**WHAT IS ASKED**
Return the records word for word. Any pictures in them are not part of the copy.

THE DATA start

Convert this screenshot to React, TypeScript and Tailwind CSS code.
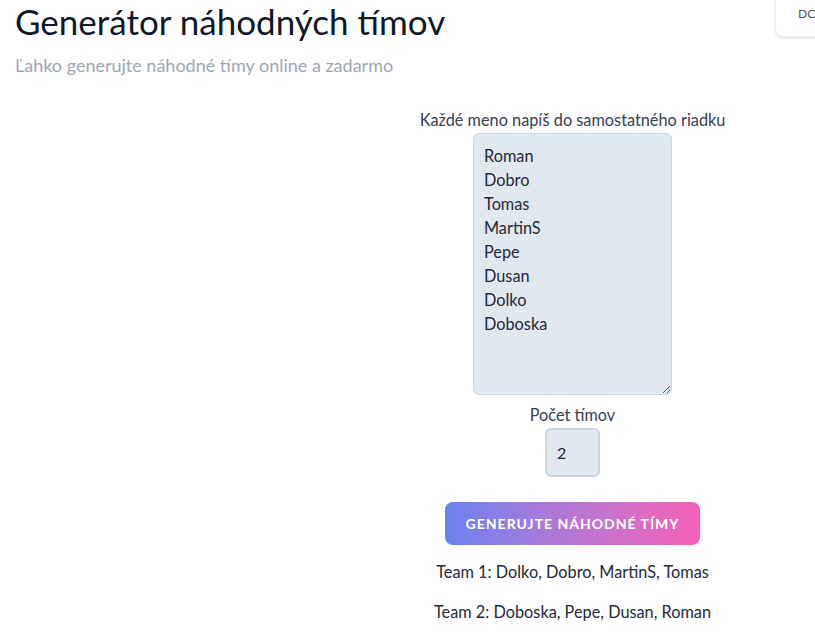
import React from "react";

const names = ["Roman", "Dobro", "Tomas", "MartinS", "Pepe", "Dusan", "Dolko", "Doboska"];

export default function App() {
  return (
    <div className="min-h-screen bg-white overflow-hidden text-[#1f2937]" style={{ fontFamily: "Lato, 'Noto Sans', sans-serif" }}>
      <div className="flex items-start justify-between pl-[15px]">
        <h1 className="mt-[1px] text-[35px] leading-[40px] font-normal text-[#111827]">Generátor náhodných tímov</h1>
        <div className="-mt-[10px] mr-[-40px] w-[80px] h-[47px] rounded-lg border border-[#f0f0f0] shadow-sm flex items-end pl-[22px] pb-[13px]">
          <span className="text-[12px] text-[#4b5563]">DC</span>
        </div>
      </div>
      <p className="pl-[15px] mt-[12px] text-[18px] leading-[24px] text-[#a0a7b4]">Ľahko generujte náhodné tímy online a zadarmo</p>
      <div className="grid grid-cols-[330px_1fr] mt-[33px]">
        <div />
        <div className="flex flex-col items-center">
          <label className="text-[16.3px] leading-[20px] text-[#374151]">Každé meno napíš do samostatného riadku</label>
          <textarea
            className="mt-[3px] w-[199px] h-[262px] rounded-md border border-[#cbd5e1] bg-[#e2e8f0] px-[10px] py-[10px] text-[16.3px] leading-[24px] text-[#1f2937] outline-none"
            style={{ fontFamily: "Lato, 'Noto Sans', sans-serif" }}
            defaultValue={names.join("\n")}
            spellCheck={false}
          />
          <label className="mt-[10px] text-[16.3px] leading-[20px] text-[#374151]">Počet tímov</label>
          <input
            className="mt-[3px] w-[55px] h-[49px] rounded-md border-2 border-[#cbd5e1] bg-[#e2e8f0] pl-[10px] text-[16px] text-[#1f2937] outline-none"
            style={{ fontFamily: "Lato, 'Noto Sans', sans-serif" }}
            type="number"
            defaultValue={2}
          />
          <button className="mt-[25px] w-[255px] h-[43px] rounded-lg bg-gradient-to-r from-[#6a80ef] to-[#f65fb8] text-white text-[14px] font-bold uppercase tracking-[1px]">
            Generujte náhodné tímy
          </button>
          <p className="mt-[17px] text-[16.3px] leading-[20px] text-[#1f2937]">Team 1: Dolko, Dobro, MartinS, Tomas</p>
          <p className="mt-[20px] text-[16.3px] leading-[20px] text-[#1f2937]">Team 2: Doboska, Pepe, Dusan, Roman</p>
        </div>
      </div>
    </div>
  );
}
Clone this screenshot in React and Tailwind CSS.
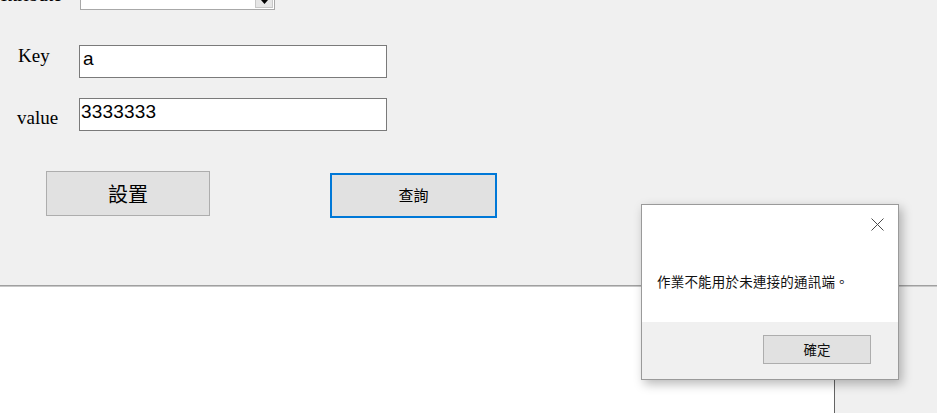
export default function App() {
  const serif = { fontFamily: '"Liberation Serif", "Noto Sans CJK TC", serif' };
  const sans = { fontFamily: '"Liberation Sans", "Noto Sans CJK TC", sans-serif' };
  const cjk = { fontFamily: '"Noto Sans CJK TC", "Liberation Sans", sans-serif' };
  return (
    <div className="relative w-[937px] h-[413px] overflow-hidden bg-[#f0f0f0]">
      {/* top form panel */}
      <div className="h-[285px] bg-[#f0f0f0] flex flex-col overflow-hidden">
        {/* cut-off combobox row */}
        <div className="flex items-end h-[33px] mt-[-23px] shrink-0">
          <div className="w-[80px] text-[19px] leading-none text-black pb-[6px]" style={serif}>
            <span className="relative left-[-7px]">Attribute</span>
          </div>
          <div className="w-[195px] h-[33px] bg-white border border-[#a8a8a8] flex justify-end items-end">
            <div className="w-[18px] h-[13px] mb-[1px] mr-[1px] bg-[#e6e6e6] border border-[#c8c8c8] flex items-center justify-center">
              <svg width="7" height="4" viewBox="0 0 7 4"><path d="M0 0h7L3.5 4z" fill="#000" /></svg>
            </div>
          </div>
        </div>
        {/* Key */}
        <div className="flex items-start mt-[35px] h-[33px] shrink-0">
          <div className="w-[79px] pl-[18px] pt-[1px] text-[19px] leading-none text-black" style={serif}>Key</div>
          <div className="w-[308px] h-[33px] bg-white border border-[#7a7a7a] pl-[3px] pt-[3px] text-[19px] leading-none text-black" style={sans}>a</div>
        </div>
        {/* value */}
        <div className="flex items-start mt-[20px] h-[33px] shrink-0">
          <div className="w-[79px] pl-[17px] pt-[10px] text-[19px] leading-none text-black" style={serif}>value</div>
          <div className="w-[308px] h-[33px] bg-white border border-[#7a7a7a] pl-[1px] pt-[3px] text-[19px] leading-none text-black tracking-[0.2px]" style={sans}>3333333</div>
        </div>
        {/* buttons */}
        <div className="flex items-start mt-[40px] shrink-0">
          <div className="ml-[46px] w-[164px] h-[45px] bg-[#e1e1e1] border border-[#adadad] flex items-center justify-center text-[20px] text-black" style={cjk}>設置</div>
          <div className="ml-[120px] mt-[2px] w-[167px] h-[45px] bg-[#e1e1e1] border-2 border-[#0078d7] flex items-center justify-center text-[15px] text-black" style={cjk}>查詢</div>
        </div>
      </div>
      <div className="h-px bg-[#a0a0a0]" />
      <div className="h-px bg-[#c8c8c8]" />
      {/* bottom area */}
      <div className="flex h-[126px]">
        <div className="w-[835px] h-full bg-white border-r border-[#646464]" />
        <div className="flex-1 h-full bg-[#f0f0f0]" />
      </div>

      {/* message box */}
      <div className="absolute left-[641px] top-[204px] w-[258px] h-[176px] border border-[#9a9a9a] bg-white flex flex-col shadow-[3px_4px_10px_rgba(0,0,0,0.28)]">
        <div className="flex-1 relative bg-white">
          <svg className="absolute left-[229px] top-[13px]" width="13" height="13" viewBox="0 0 13 13">
            <path d="M0.5 0.5L12.5 12.5M12.5 0.5L0.5 12.5" stroke="#4a4a4a" strokeWidth="1" />
          </svg>
          <div className="absolute left-[15px] top-[70px] text-[13.5px] leading-none text-[#111] whitespace-nowrap tracking-[0.2px]" style={cjk}>作業不能用於未連接的通訊端。</div>
        </div>
        <div className="h-[57px] bg-[#f0f0f0] flex items-start justify-end pr-[27px] pt-[13px]">
          <div className="w-[108px] h-[29px] bg-[#e1e1e1] border border-[#adadad] flex items-center justify-center text-[13.5px] text-[#111]" style={cjk}>確定</div>
        </div>
      </div>
    </div>
  );
}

THE DATA end

**EXPECTED ANSWER**
Convert this screenshot to React, TypeScript and Tailwind CSS code.
import React from "react";

const names = ["Roman", "Dobro", "Tomas", "MartinS", "Pepe", "Dusan", "Dolko", "Doboska"];

export default function App() {
  return (
    <div className="min-h-screen bg-white overflow-hidden text-[#1f2937]" style={{ fontFamily: "Lato, 'Noto Sans', sans-serif" }}>
      <div className="flex items-start justify-between pl-[15px]">
        <h1 className="mt-[1px] text-[35px] leading-[40px] font-normal text-[#111827]">Generátor náhodných tímov</h1>
        <div className="-mt-[10px] mr-[-40px] w-[80px] h-[47px] rounded-lg border border-[#f0f0f0] shadow-sm flex items-end pl-[22px] pb-[13px]">
          <span className="text-[12px] text-[#4b5563]">DC</span>
        </div>
      </div>
      <p className="pl-[15px] mt-[12px] text-[18px] leading-[24px] text-[#a0a7b4]">Ľahko generujte náhodné tímy online a zadarmo</p>
      <div className="grid grid-cols-[330px_1fr] mt-[33px]">
        <div />
        <div className="flex flex-col items-center">
          <label className="text-[16.3px] leading-[20px] text-[#374151]">Každé meno napíš do samostatného riadku</label>
          <textarea
            className="mt-[3px] w-[199px] h-[262px] rounded-md border border-[#cbd5e1] bg-[#e2e8f0] px-[10px] py-[10px] text-[16.3px] leading-[24px] text-[#1f2937] outline-none"
            style={{ fontFamily: "Lato, 'Noto Sans', sans-serif" }}
            defaultValue={names.join("\n")}
            spellCheck={false}
          />
          <label className="mt-[10px] text-[16.3px] leading-[20px] text-[#374151]">Počet tímov</label>
          <input
            className="mt-[3px] w-[55px] h-[49px] rounded-md border-2 border-[#cbd5e1] bg-[#e2e8f0] pl-[10px] text-[16px] text-[#1f2937] outline-none"
            style={{ fontFamily: "Lato, 'Noto Sans', sans-serif" }}
            type="number"
            defaultValue={2}
          />
          <button className="mt-[25px] w-[255px] h-[43px] rounded-lg bg-gradient-to-r from-[#6a80ef] to-[#f65fb8] text-white text-[14px] font-bold uppercase tracking-[1px]">
            Generujte náhodné tímy
          </button>
          <p className="mt-[17px] text-[16.3px] leading-[20px] text-[#1f2937]">Team 1: Dolko, Dobro, MartinS, Tomas</p>
          <p className="mt-[20px] text-[16.3px] leading-[20px] text-[#1f2937]">Team 2: Doboska, Pepe, Dusan, Roman</p>
        </div>
      </div>
    </div>
  );
}
Clone this screenshot in React and Tailwind CSS.
export default function App() {
  const serif = { fontFamily: '"Liberation Serif", "Noto Sans CJK TC", serif' };
  const sans = { fontFamily: '"Liberation Sans", "Noto Sans CJK TC", sans-serif' };
  const cjk = { fontFamily: '"Noto Sans CJK TC", "Liberation Sans", sans-serif' };
  return (
    <div className="relative w-[937px] h-[413px] overflow-hidden bg-[#f0f0f0]">
      {/* top form panel */}
      <div className="h-[285px] bg-[#f0f0f0] flex flex-col overflow-hidden">
        {/* cut-off combobox row */}
        <div className="flex items-end h-[33px] mt-[-23px] shrink-0">
          <div className="w-[80px] text-[19px] leading-none text-black pb-[6px]" style={serif}>
            <span className="relative left-[-7px]">Attribute</span>
          </div>
          <div className="w-[195px] h-[33px] bg-white border border-[#a8a8a8] flex justify-end items-end">
            <div className="w-[18px] h-[13px] mb-[1px] mr-[1px] bg-[#e6e6e6] border border-[#c8c8c8] flex items-center justify-center">
              <svg width="7" height="4" viewBox="0 0 7 4"><path d="M0 0h7L3.5 4z" fill="#000" /></svg>
            </div>
          </div>
        </div>
        {/* Key */}
        <div className="flex items-start mt-[35px] h-[33px] shrink-0">
          <div className="w-[79px] pl-[18px] pt-[1px] text-[19px] leading-none text-black" style={serif}>Key</div>
          <div className="w-[308px] h-[33px] bg-white border border-[#7a7a7a] pl-[3px] pt-[3px] text-[19px] leading-none text-black" style={sans}>a</div>
        </div>
        {/* value */}
        <div className="flex items-start mt-[20px] h-[33px] shrink-0">
          <div className="w-[79px] pl-[17px] pt-[10px] text-[19px] leading-none text-black" style={serif}>value</div>
          <div className="w-[308px] h-[33px] bg-white border border-[#7a7a7a] pl-[1px] pt-[3px] text-[19px] leading-none text-black tracking-[0.2px]" style={sans}>3333333</div>
        </div>
        {/* buttons */}
        <div className="flex items-start mt-[40px] shrink-0">
          <div className="ml-[46px] w-[164px] h-[45px] bg-[#e1e1e1] border border-[#adadad] flex items-center justify-center text-[20px] text-black" style={cjk}>設置</div>
          <div className="ml-[120px] mt-[2px] w-[167px] h-[45px] bg-[#e1e1e1] border-2 border-[#0078d7] flex items-center justify-center text-[15px] text-black" style={cjk}>查詢</div>
        </div>
      </div>
      <div className="h-px bg-[#a0a0a0]" />
      <div className="h-px bg-[#c8c8c8]" />
      {/* bottom area */}
      <div className="flex h-[126px]">
        <div className="w-[835px] h-full bg-white border-r border-[#646464]" />
        <div className="flex-1 h-full bg-[#f0f0f0]" />
      </div>

      {/* message box */}
      <div className="absolute left-[641px] top-[204px] w-[258px] h-[176px] border border-[#9a9a9a] bg-white flex flex-col shadow-[3px_4px_10px_rgba(0,0,0,0.28)]">
        <div className="flex-1 relative bg-white">
          <svg className="absolute left-[229px] top-[13px]" width="13" height="13" viewBox="0 0 13 13">
            <path d="M0.5 0.5L12.5 12.5M12.5 0.5L0.5 12.5" stroke="#4a4a4a" strokeWidth="1" />
          </svg>
          <div className="absolute left-[15px] top-[70px] text-[13.5px] leading-none text-[#111] whitespace-nowrap tracking-[0.2px]" style={cjk}>作業不能用於未連接的通訊端。</div>
        </div>
        <div className="h-[57px] bg-[#f0f0f0] flex items-start justify-end pr-[27px] pt-[13px]">
          <div className="w-[108px] h-[29px] bg-[#e1e1e1] border border-[#adadad] flex items-center justify-center text-[13.5px] text-[#111]" style={cjk}>確定</div>
        </div>
      </div>
    </div>
  );
}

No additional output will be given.